Man made conditions such as weight, externally mounted equipment and the discharge of pyrotechnics and/or smoke can also affect the pilot's ability to fly safely. Special precautions should be taken to ensure safety when working around aircraft that are operating in close proximity to camera, cast and crew, including taxiing, take off and landing.

It should be noted that, except where necessary for takeoff or landing, Transport Canada prohibits the operation of an aircraft below the following altitudes:

  1. Over Congested Areas: Over any congested area of a city, town or settlement, or over any open air assembly of persons, an altitude of 300 metres (1,000 feet) above the highest obstacle within a horizontal radius of 600 metres (2,000 feet) of the aircraft.
  2. Over other than Congested Areas: An altitude of 150 metres (500 feet) above the surface, except over open water or sparsely populated areas. In that case, the aircraft may not be operated closer than 150 metres (500 feet) to any person, vessel, vehicle or structure.
  1. All Pilots in Command should possess an authorization pursuant to the appropriate section of the Canadian Aviation Regulations (CARs). Such authorization is not always required, depending on the location of the intended shoot. Contact Transport Canada General Aviation if unsure whether an authorization is required, sixty (60) days notice is recommended, if possible.
  2. The Pilot in Command is at all times the final authority over his/her airplane and should be in command over his/her flight operations and/or related activities.
  3. Communications: The Aerial Coordinator and/or Pilot in Command will coordinate with the designated production representative and implement a plan for communications between the participants in the air and on the ground. These may include, but are not limited to, ground contact personnel, air to ground radio communication, designated frequencies or channels, visual signs, abort signals and hand signals. Single channel communication between ground and air should be established and maintained at all times during the operation of the aircraft using only one ground contact.
  4. Necessary Crew and Persons Authorized
    1. Flight operations closer than 150 metres (500 feet) to persons will include only those persons consenting to be in close proximity to the aircraft and who are directly involved and necessary for the filming.
    2. The Aerial Coordinator and/or Pilot in Command and the designated security personnel should generally maintain an area perimeter to ensure that no unauthorized persons come within 150 metres (500 feet) of the flight operations. See Transport Canada / Canadian Aviation Regulations Standards (CARs) 623.07 for special considerations.
  5. A pre-planned stunt or special effect sequence should not be changed in any way without the authorization of the Aerial Coordinator and/or Pilot in Command.
  6. At the start of each day’s filming the Aerial Coordinator and/or Pilot in Command and the designated production representative should conduct a safety meeting for the production staff of those persons necessary for filming, including emergency, safety and security personnel.
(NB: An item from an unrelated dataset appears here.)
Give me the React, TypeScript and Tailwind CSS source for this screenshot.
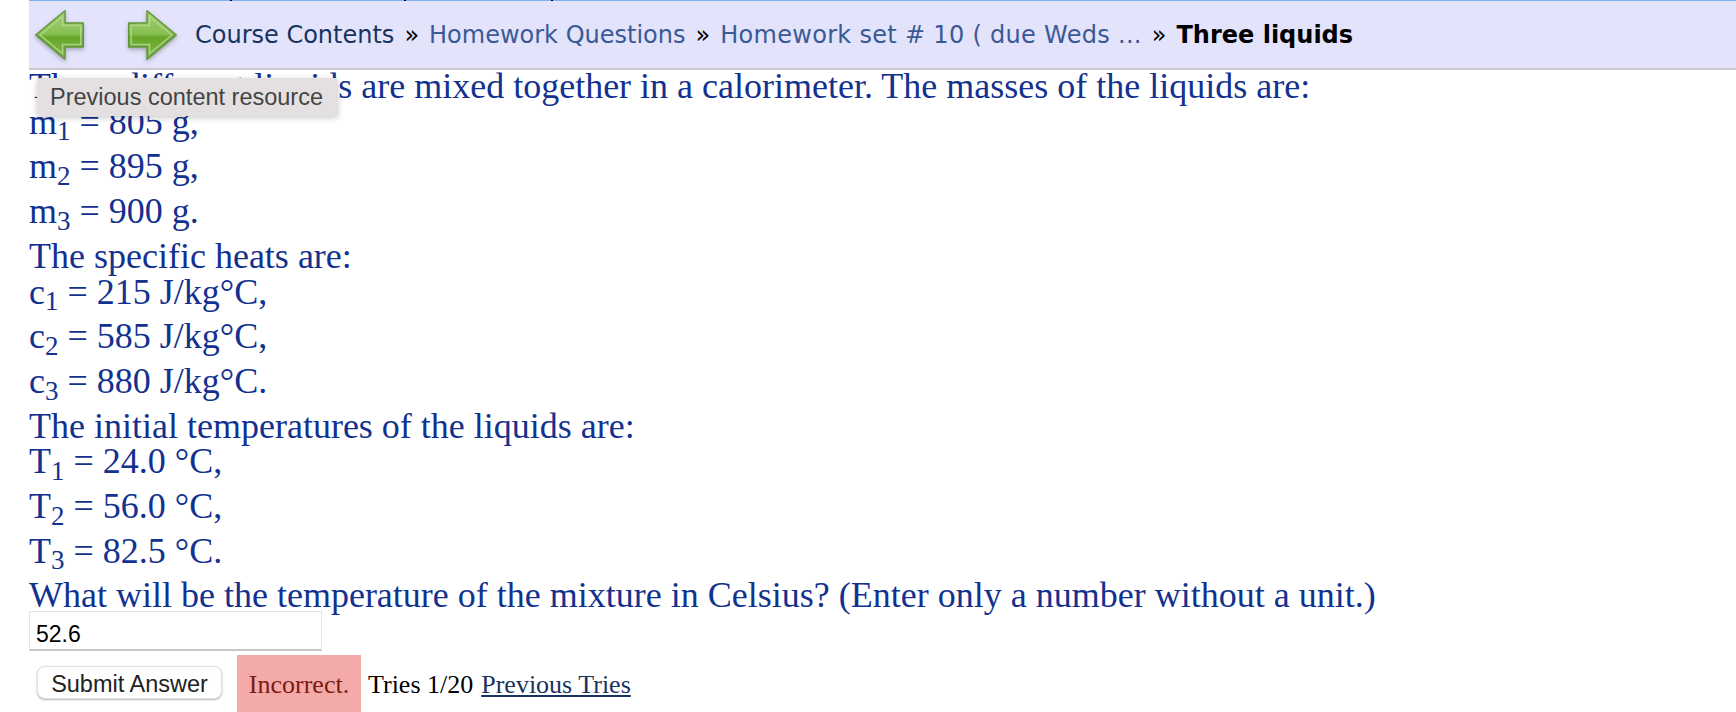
const Sub = ({ a, n, rest }: { a: string; n: string; rest: string }) => (
  <div className="pb-[9px]">
    {a}
    <sub>{n}</sub>
    {rest}
  </div>
);

const Arrow = ({ id, flip }: { id: string; flip?: boolean }) => (
  <svg width="50" height="50" viewBox="0 0 50 50" className="shrink-0 overflow-visible drop-shadow-[0_2px_2px_rgba(0,0,0,0.28)]">
    <defs>
      <linearGradient id={id} x1="0" y1="0" x2="0" y2="1">
        <stop offset="0" stopColor="#a6d070" />
        <stop offset="0.48" stopColor="#86bf52" />
        <stop offset="0.54" stopColor="#68a72a" />
        <stop offset="1" stopColor="#7fb54a" />
      </linearGradient>
    </defs>
    <g transform={flip ? "translate(50 0) scale(-1 1)" : undefined}>
      <path d="M0.7 25 L30 0.7 L30 13 L48.3 13 L48.3 37 L30 37 L30 49.3 Z" fill={`url(#${id})`} stroke="#62953a" strokeWidth="1.4" strokeLinejoin="round" />
      <path d="M5 25 L27.5 6.5 L27.5 15.5 L45.8 15.5 L45.8 34.5 L27.5 34.5 L27.5 43.5 Z" fill="none" stroke="#b4d892" strokeWidth="1.5" strokeOpacity="0.85" />
    </g>
  </svg>
);

export default function App() {
  return (
    <div className="relative h-[712px] w-[1736px] overflow-hidden bg-white pl-[29px] font-['Liberation_Serif',serif] text-[#13318f]">
      <nav className="relative flex h-[70px] items-center border-t border-t-[#7fb3f7] border-b-2 border-b-[#c9c9c9] bg-[#e3e3fb] pl-[6px] font-['DejaVu_Sans',sans-serif] text-[24px] text-[#3a5a96]">
        <span className="absolute left-[201px] top-[-1px] h-px w-[2px] bg-black" />
        <span className="absolute left-[375px] top-[-1px] h-px w-[2px] bg-black" />
        <span className="absolute left-[522px] top-[-1px] h-px w-[2px] bg-black" />
        <Arrow id="al" />
        <div className="ml-[42px]">
          <Arrow id="ar" flip />
        </div>
        <span className="ml-[18px] text-[#17335f]">Course Contents</span>
        <span className="mx-[10px] text-black">»</span>
        <span>Homework Questions</span>
        <span className="mx-[10px] text-black">»</span>
        <span className="tracking-[0.3px]">Homework set # 10 ( due Weds ...</span>
        <span className="mx-[10px] text-black">»</span>
        <span className="font-bold text-black">Three liquids</span>
      </nav>

      <main className="mt-[-1px] text-[36px] leading-[35.7px]">
        <div>Three different liquids are mixed together in a calorimeter. The masses of the liquids are:</div>
        <Sub a="m" n="1" rest=" = 805 g," />
        <Sub a="m" n="2" rest=" = 895 g," />
        <Sub a="m" n="3" rest=" = 900 g." />
        <div>The specific heats are:</div>
        <Sub a="c" n="1" rest=" = 215 J/kg°C," />
        <Sub a="c" n="2" rest=" = 585 J/kg°C," />
        <Sub a="c" n="3" rest=" = 880 J/kg°C." />
        <div>The initial temperatures of the liquids are:</div>
        <Sub a="T" n="1" rest=" = 24.0 °C," />
        <Sub a="T" n="2" rest=" = 56.0 °C," />
        <Sub a="T" n="3" rest=" = 82.5 °C." />
        <div>What will be the temperature of the mixture in Celsius? (Enter only a number without a unit.)</div>
      </main>

      <div className="mt-[-3px] flex h-[40px] w-[293px] items-center border border-[#e4e4e4] border-b-2 border-b-[#c8c8c8] bg-white pl-[6px] pt-[8px] font-['Liberation_Sans',sans-serif] text-[23px] text-black">
        52.6
      </div>

      <div className="mt-[4px] flex h-[58px] items-center pl-[8px]">
        <button className="mt-[-3px] h-[33px] w-[185px] rounded-[8px] border border-[#e2e2e2] bg-white font-['Liberation_Sans',sans-serif] text-[23.5px] text-[#222] shadow-[0_1px_2px_rgba(0,0,0,0.3)]">
          Submit Answer
        </button>
        <span className="ml-[15px] flex h-full w-[124px] items-center justify-center bg-[#f4aaa8] text-[26px] text-[#7c1a12]">
          Incorrect.
        </span>
        <span className="ml-[7px] text-[26px] text-black">Tries 1/20</span>
        <a className="ml-[8px] text-[26px] text-[#17335f] underline">Previous Tries</a>
      </div>

      <div className="absolute left-[37px] top-[78px] flex h-[38px] w-[301px] items-center rounded-[3px] bg-[#e4e0e1] pl-[13px] pt-[1px] font-['Liberation_Sans',sans-serif] text-[23.5px] text-[#444] shadow-[0_2px_6px_rgba(0,0,0,0.2)]">
        Previous content resource
      </div>
    </div>
  );
}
    Safety meetings should be carried out in an area as free of noise and other distractions as possible and attendance should be limited to flight crews, flight crew support staff, parachutists, ground performers (e.g. pyrotechnic teams, announcers, etc.) and key event personnel. Key event personnel are the persons responsible for the air and ground safety and emergency operations for the event. Each participant's attendance at the briefing should be verified by roll call or otherwise and a record retained for submission to Transport Canada Aviation, if requested. Performers who are not briefed should not be permitted to participate in the flight program on that day.

  7. The Aerial Coordinator and/or Pilot in Command should designate one (1) person as the ground safety contact with no other responsibilities. This individual should attend any relevant safety meetings for production staff.
  8. If there is a question as to the safety of any aerial filming sequence involving low, over-the-camera shots, a safety meeting should be held between the Aerial Coordinator and/or Pilot in Command and concerned persons as to whether the use of a locked-off camera is necessary.
  9. The production company must notify all cast and crew members and the front of the studio call sheet should contain a statement to the effect that: "An aircraft is being used and will be flown in close proximity to crew and equipment. Any concerns should be brought to the attention of the Production Manager or 1st AD prior to any filming."
  10. Cast, crew, and equipment should be held in a protected area on the ground at all times.
  11. If an aircraft is being filmed with the engine running, adequate safety precautions should be taken in connection with activity in front of the propeller, which includes designated ground personnel.
  12. There should be no smoking within 33 metres (100 feet) of the aircraft or fuel support truck.
  13. Any damage or question of damage to an aircraft should be reported immediately to the Aerial Coordinator and/or Pilot in Command.
  14. Each end of an operational runway or landing area should be cleared during take-off and landing and appropriate safety precautions should be taken as to the placement of camera equipment when filming the take-off or landing.
  15. Low level acrobatic manoeuvres should be conducted in a direction which will most closely parallel the boundaries of the designated crew and equipment area or in a direction away from such areas.